_Rows from a dataset of pages and code_:
##########

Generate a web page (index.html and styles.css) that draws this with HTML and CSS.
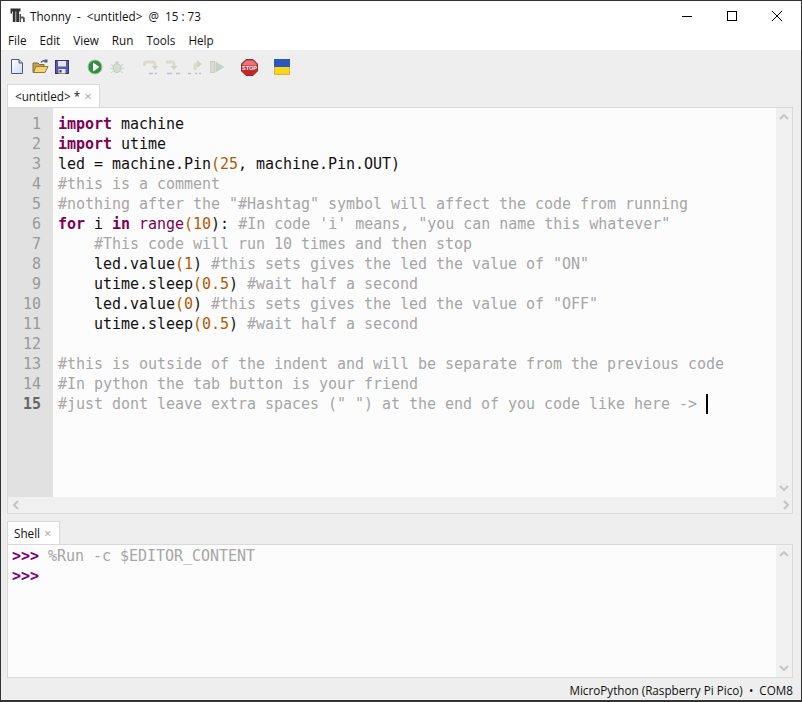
FILE: index.html
```html
<!DOCTYPE html>
<html lang="en">
<head>
    <meta charset="UTF-8">
    <meta name="viewport" content="width=device-width, initial-scale=1.0">
    <title>Thonny</title>
    <link rel="stylesheet" href="styles.css">
</head>
<body>
    <div class="window">
        <header class="titlebar">
            <svg class="app-icon" width="15" height="15" viewBox="0 0 15 15">
                <path d="M0.500 0.500H10.500V3.500H9V14H6.200V3.500H5.500V14H2.800V3.500H2V5.500H0.500Z" fill="#333"/>
                <path d="M9.500 6H11V8.500H13C14 8.500 14.800 9.300 14.800 10.500V14H13V10.500H11V14H9.500Z" fill="#555"/>
            </svg>
            <span class="title-text">Thonny  -  &lt;untitled&gt;  @  15 : 73</span>
            <div class="window-buttons">
                <svg width="12" height="12" viewBox="0 0 12 12"><path d="M1 6.500H11" stroke="#000"/></svg>
                <svg width="12" height="12" viewBox="0 0 12 12"><rect x="1.500" y="1.500" width="9" height="9" fill="none" stroke="#000"/></svg>
                <svg width="12" height="12" viewBox="0 0 12 12"><path d="M1 1L11 11M11 1L1 11" stroke="#000"/></svg>
            </div>
        </header>

        <nav class="menubar">
            <span>File</span><span>Edit</span><span>View</span><span>Run</span><span>Tools</span><span>Help</span>
        </nav>

        <section class="toolbar">
            <svg class="tool" width="16" height="16" viewBox="0 0 16 16">
                <defs>
                    <linearGradient id="page" x1="0" y1="0" x2="1" y2="1">
                        <stop offset="0" stop-color="#ffffff"/>
                        <stop offset="1" stop-color="#cdd8f0"/>
                    </linearGradient>
                </defs>
                <path d="M2.500 0.500H10L13.500 4V14.500H2.500Z" fill="url(#page)" stroke="#4f5a70"/>
                <path d="M10 0.500V4H13.500" fill="#b9c6e0" stroke="#4f5a70"/>
            </svg>
            <svg class="tool tool-open" width="17" height="16" viewBox="0 0 17 16">
                <path d="M1 4H6L7.500 5.500H12V13.500H1Z" fill="#c9a24a" stroke="#7d6a3c"/>
                <path d="M1.500 13.500L4 7.500H16L13 13.500Z" fill="#f6d36f" stroke="#8f7a45"/>
                <path d="M9 3.500C10 1.500 12 1.500 13.500 2.500" fill="none" stroke="#4a5f85" stroke-width="1.500"/>
                <path d="M12.500 0.500H15.500V3.500H12.500Z" fill="#4a5f85"/>
            </svg>
            <svg class="tool tool-save" width="16" height="16" viewBox="0 0 16 16">
                <rect x="1.500" y="1.500" width="13" height="13" fill="#5a55b0" stroke="#37346f"/>
                <rect x="4" y="2" width="8" height="5.500" fill="#e4e4f2"/>
                <rect x="4.500" y="10" width="7" height="4.500" fill="#e8e8e8"/>
                <rect x="5.500" y="11" width="2" height="2.500" fill="#333"/>
            </svg>
            <svg class="tool tool-run" width="16" height="16" viewBox="0 0 16 16">
                <circle cx="8" cy="8" r="7" fill="#2f8f3f" stroke="#9cc7a2"/>
                <path d="M6 3.500L12.500 8L6 12.500Z" fill="#fff"/>
            </svg>
            <svg class="tool tool-debug" width="16" height="16" viewBox="0 0 16 16">
                <ellipse cx="8" cy="9" rx="4" ry="4.500" fill="#d5ddd5" stroke="#c3c8bf"/>
                <circle cx="8" cy="4" r="2" fill="#cfd3c9"/>
                <path d="M1.500 5L4.500 7M14.500 5L11.500 7M1 9.500H4M15 9.500H12M2 14L4.500 12M14 14L11.500 12" stroke="#cfd3c9"/>
            </svg>
            <svg class="tool tool-step" width="16" height="16" viewBox="0 0 16 16">
                <path d="M1.500 7V4.500C1.500 3.500 2.500 3 3.500 3H9.500C11.500 3 12 4.500 12 7" fill="none" stroke="#dcdad0" stroke-width="3"/>
                <path d="M8.500 7H15.500L12 11Z" fill="#d3d2c6"/>
                <path d="M6 14.500H10M12 14.500H14" stroke="#b9bfc9" stroke-width="1.500"/>
            </svg>
            <svg class="tool" width="16" height="16" viewBox="0 0 16 16">
                <path d="M1 3H7C8.500 3 9 4.500 9 7" fill="none" stroke="#dcdad0" stroke-width="3"/>
                <path d="M5.500 7H12.500L9 11Z" fill="#d3d2c6"/>
                <path d="M2 14.500H7M11 14.500H15" stroke="#b9bfc9" stroke-width="1.500"/>
            </svg>
            <svg class="tool" width="16" height="16" viewBox="0 0 16 16">
                <path d="M8 11V7C8 5.500 8.500 5 10 5" fill="none" stroke="#dcdad0" stroke-width="3"/>
                <path d="M10 1L15 5L10 9Z" fill="#d3d2c6"/>
                <path d="M1 14.500H4M8 14.500H10M12 14.500H14" stroke="#b9bfc9" stroke-width="1.500"/>
            </svg>
            <svg class="tool" width="16" height="16" viewBox="0 0 16 16">
                <rect x="1.500" y="2.500" width="4" height="11" fill="#dddbcf" stroke="#cfcdc0"/>
                <path d="M6.500 2.500L15.500 8L6.500 13.500Z" fill="#c3d1c6"/>
            </svg>
            <svg class="tool tool-stop" width="17" height="17" viewBox="0 0 17 17">
                <path d="M5 0.500H12L16.500 5V12L12 16.500H5L0.500 12V5Z" fill="#c8242b" stroke="#8f2a2a"/>
                <path d="M5.300 1.500H11.700L15.500 5.300V6.500H1.500V5.300Z" fill="#e2777a"/>
                <text class="stop-label" x="8.500" y="10.800" text-anchor="middle">STOP</text>
            </svg>
            <svg class="tool tool-flag" width="16" height="16" viewBox="0 0 16 16">
                <rect width="16" height="8" fill="#2c56b8"/>
                <rect y="8" width="16" height="8" fill="#f7d51d"/>
                <path d="M0.500 8V15.500H15.500V8" fill="none" stroke="#dcb13a"/>
            </svg>
        </section>

        <section class="notebook editor-book">
            <div class="tabs">
                <div class="tab tab-editor">&lt;untitled&gt; * <span class="tab-close">×</span></div>
            </div>
            <div class="pane editor-pane">
                <div class="pane-row">
                    <div class="gutter">
                        <div>1</div><div>2</div><div>3</div><div>4</div><div>5</div>
                        <div>6</div><div>7</div><div>8</div><div>9</div><div>10</div>
                        <div>11</div><div>12</div><div>13</div><div>14</div><div class="current">15</div>
                    </div>
                    <pre class="code"><span class="kw">import</span> machine
<span class="kw">import</span> utime
led = machine.Pin<span class="br">(</span><span class="num">25</span>, machine.Pin.OUT)
<span class="cm">#this is a comment</span>
<span class="cm">#nothing after the "#Hashtag" symbol will affect the code from running</span>
<span class="kw">for</span> i <span class="kw">in</span> <span class="bi">range</span><span class="br">(</span><span class="num">10</span>): <span class="cm">#In code 'i' means, "you can name this whatever"</span>
    <span class="cm">#This code will run 10 times and then stop</span>
    led.value<span class="br">(</span><span class="num">1</span>) <span class="cm">#this sets gives the led the value of "ON"</span>
    utime.sleep<span class="br">(</span><span class="num">0.5</span>) <span class="cm">#wait half a second</span>
    led.value<span class="br">(</span><span class="num">0</span>) <span class="cm">#this sets gives the led the value of "OFF"</span>
    utime.sleep<span class="br">(</span><span class="num">0.5</span>) <span class="cm">#wait half a second</span>

<span class="cm">#this is outside of the indent and will be separate from the previous code</span>
<span class="cm">#In python the tab button is your friend</span>
<span class="cm">#just dont leave extra spaces (" ") at the end of you code like here -&gt; </span><span class="caret"></span></pre>
                    <div class="vscroll">
                        <svg width="10" height="6" viewBox="0 0 10 6"><path d="M1 5L5 1L9 5" fill="none" stroke="#c4c4c4" stroke-width="2"/></svg>
                        <svg width="10" height="6" viewBox="0 0 10 6"><path d="M1 1L5 5L9 1" fill="none" stroke="#c4c4c4" stroke-width="2"/></svg>
                    </div>
                </div>
                <div class="hscroll">
                    <svg width="6" height="10" viewBox="0 0 6 10"><path d="M5 1L1 5L5 9" fill="none" stroke="#c4c4c4" stroke-width="2"/></svg>
                    <svg width="6" height="10" viewBox="0 0 6 10"><path d="M1 1L5 5L1 9" fill="none" stroke="#c4c4c4" stroke-width="2"/></svg>
                </div>
            </div>
        </section>

        <section class="notebook shell-book">
            <div class="tabs">
                <div class="tab tab-shell">Shell <span class="tab-close">×</span></div>
            </div>
            <div class="pane shell-pane">
                <div class="pane-row">
                    <pre class="code shell-code"><span class="prompt">&gt;&gt;&gt;</span> <span class="cm">%Run -c $EDITOR_CONTENT</span>
<span class="prompt">&gt;&gt;&gt;</span></pre>
                    <div class="vscroll">
                        <svg width="10" height="6" viewBox="0 0 10 6"><path d="M1 5L5 1L9 5" fill="none" stroke="#c4c4c4" stroke-width="2"/></svg>
                        <svg width="10" height="6" viewBox="0 0 10 6"><path d="M1 1L5 5L9 1" fill="none" stroke="#c4c4c4" stroke-width="2"/></svg>
                    </div>
                </div>
            </div>
        </section>

        <footer class="statusbar">MicroPython (Raspberry Pi Pico)  •  COM8</footer>
    </div>
</body>
</html>
```

FILE: styles.css
```css
:root {
    --chrome: #eeeeee;
    --line: #d9d9d9;
    --paper: #fcfcfc;
    --comment: #a6a6a6;
}

* {
    margin: 0;
    padding: 0;
    box-sizing: border-box;
}

body {
    width: 802px;
    height: 702px;
    overflow: hidden;
    font-family: "Open Sans", "Noto Sans", sans-serif;
    font-size: 11.7px;
    color: #111;
}

.window {
    width: 802px;
    height: 702px;
    display: flex;
    flex-direction: column;
    background-color: var(--chrome);
    border: 1px solid #333;
    border-bottom-width: 2px;
}

.titlebar {
    height: 29px;
    flex: none;
    display: flex;
    align-items: center;
    background-color: #fff;
    padding-left: 9px;
}

.title-text {
    margin-left: 5px;
    white-space: pre;
}

.window-buttons {
    margin-left: auto;
    display: flex;
    gap: 33px;
    padding-right: 18px;
}

.menubar {
    height: 20px;
    flex: none;
    display: flex;
    gap: 13px;
    align-items: center;
    background-color: #fff;
    padding-left: 7px;
}

.toolbar {
    height: 34px;
    flex: none;
    display: flex;
    align-items: center;
    padding-left: 8px;
    gap: 6px;
}

.tool { flex: none; }
.tool-open { margin-left: 1px; }
.tool-save { margin-left: -1px; }
.tool-run { margin-left: 11px; }
.tool-step { margin-left: 12px; }
.tool-stop { margin-left: 10px; }
.tool-flag { margin-left: 10px; }

.stop-label {
    font-family: "Liberation Sans", sans-serif;
    font-size: 5.500px;
    font-weight: 700;
    fill: #fff;
}

.notebook {
    display: flex;
    flex-direction: column;
    padding: 0 8px 0 6px;
}

.editor-book { height: 430px; flex: none; }
.shell-book { margin-top: 7px; height: 157px; flex: none; }

.tabs {
    height: 23px;
    flex: none;
    display: flex;
}

.tab {
    background-color: #fff;
    border: 1px solid var(--line);
    border-bottom: none;
    padding: 2px 7px 0 7px;
    white-space: pre;
    line-height: 18px;
}

.tab-editor { width: 93px; }
.tab-shell { width: 53px; padding-left: 6px; }

.tab-close {
    color: #aaa;
    font-size: 13px;
    margin-left: 1px;
}

.pane {
    flex: 1;
    min-height: 0;
    display: flex;
    flex-direction: column;
    border: 1px solid var(--line);
    background-color: var(--paper);
}

.pane-row {
    flex: 1;
    min-height: 0;
    display: flex;
}

.gutter {
    width: 45px;
    flex: none;
    background-color: #e1e1e1;
    color: #999;
    padding-top: 6px;
    text-align: right;
    padding-right: 12px;
    font-family: "DejaVu Sans Mono", monospace;
    font-size: 15px;
    line-height: 20px;
}

.gutter .current {
    color: #666;
    font-weight: 700;
}

.code {
    flex: 1;
    min-width: 0;
    padding: 6px 0 0 5px;
    font-family: "DejaVu Sans Mono", monospace;
    font-size: 15px;
    line-height: 20px;
    letter-spacing: -0.03px;
    color: #111;
    overflow: hidden;
}

.shell-code {
    padding: 1px 0 0 4px;
}

.kw { color: #7f0055; font-weight: 700; }
.bi { color: #7f0055; }
.num { color: #b25a00; }
.br { color: #b25a00; }
.cm { color: var(--comment); }
.prompt { color: #7f0080; font-weight: 700; }

.caret {
    display: inline-block;
    width: 2px;
    height: 20px;
    background-color: #000;
    vertical-align: top;
}

.vscroll {
    width: 16px;
    flex: none;
    display: flex;
    flex-direction: column;
    justify-content: space-between;
    align-items: center;
    padding: 6px 0;
    background-color: #f0f0f0;
}

.hscroll {
    height: 16px;
    flex: none;
    display: flex;
    justify-content: space-between;
    align-items: center;
    padding: 0 3px 0 5px;
    background-color: #f0f0f0;
}

.statusbar {
    flex: 1;
    display: flex;
    align-items: center;
    justify-content: flex-end;
    padding: 1px 8px 0 0;
    white-space: pre;
}
```
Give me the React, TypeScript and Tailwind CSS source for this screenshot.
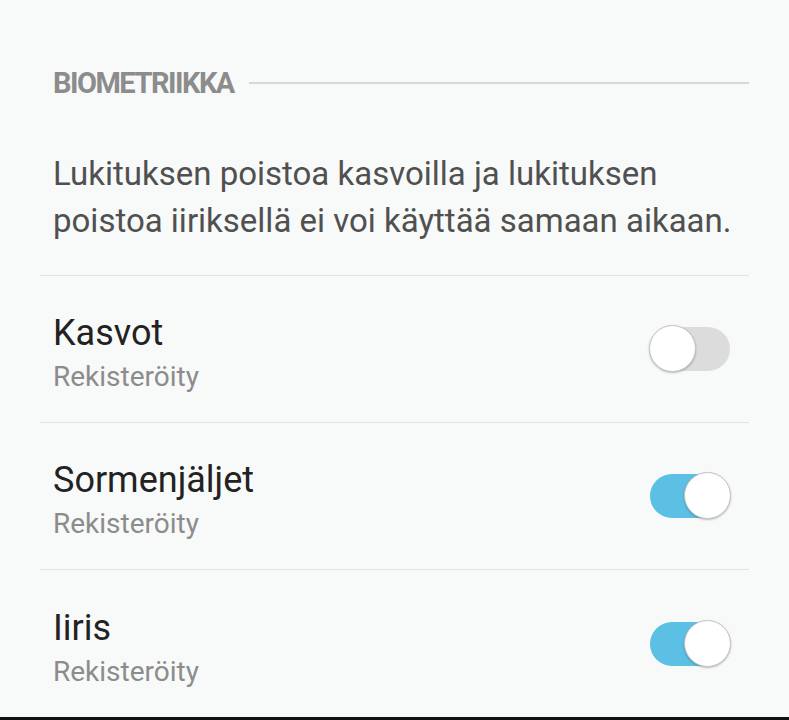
function Toggle({ on }: { on: boolean }) {
  return (
    <div className="relative w-[82px] h-[48px] flex items-center">
      <div
        className={
          on
            ? "w-[80px] h-[44px] rounded-full bg-[#5bc0e4] ml-[1px]"
            : "w-[80px] h-[44px] rounded-full bg-[#dcdcdc] ml-[1px]"
        }
      />
      <div
        className={
          on
            ? "absolute right-0 top-0 w-[47px] h-[47px] rounded-full bg-white border border-[#c4c4c4] shadow-[0_1px_2px_rgba(0,0,0,0.25)]"
            : "absolute left-0 top-0 w-[47px] h-[47px] rounded-full bg-white border border-[#c4c4c4] shadow-[0_1px_2px_rgba(0,0,0,0.25)]"
        }
      />
    </div>
  );
}

function Row({ title, on, last }: { title: string; on: boolean; last?: boolean }) {
  return (
    <div
      className={
        last
          ? "h-[147px] flex items-center justify-between pl-[13px] pr-[18px]"
          : "h-[147px] flex items-center justify-between pl-[13px] pr-[18px] border-b border-[#e2e3e3]"
      }
    >
      <div className="flex flex-col pt-[12px]">
        <div className="text-[36px] leading-[44px] text-[#222222]">{title}</div>
        <div className="text-[28px] leading-[44px] text-[#8c8c8c]">Rekisteröity</div>
      </div>
      <Toggle on={on} />
    </div>
  );
}

export default function App() {
  return (
    <div className="w-[789px] h-[720px] bg-[#f8f9f9] flex flex-col font-['Roboto',_sans-serif] overflow-hidden">
      <div className="flex-1 px-[40px] pt-[66px] flex flex-col">
        <div className="flex items-center pl-[13px] h-[34px]">
          <span className="font-bold text-[29px] tracking-[-1.5px] text-[#8c8c8c] leading-none">
            BIOMETRIIKKA
          </span>
          <div className="flex-1 h-[2px] bg-[#d8d8d8] ml-[15px]" />
        </div>
        <div className="pl-[13px] pt-[50px] pb-[31px] border-b border-[#e2e3e3]">
          <p className="text-[33px] leading-[47px] text-[#505050] whitespace-nowrap">
            Lukituksen poistoa kasvoilla ja lukituksen
            <br />
            poistoa iiriksellä ei voi käyttää samaan aikaan.
          </p>
        </div>
        <Row title="Kasvot" on={false} />
        <Row title="Sormenjäljet" on={true} />
        <Row title="Iiris" on={true} last />
      </div>
      <div className="h-[5px] bg-[#111111]" />
    </div>
  );
}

##########

_Short exercise_: Give the count of lines holding the word "index", with no other words.

_Answer in full_: 2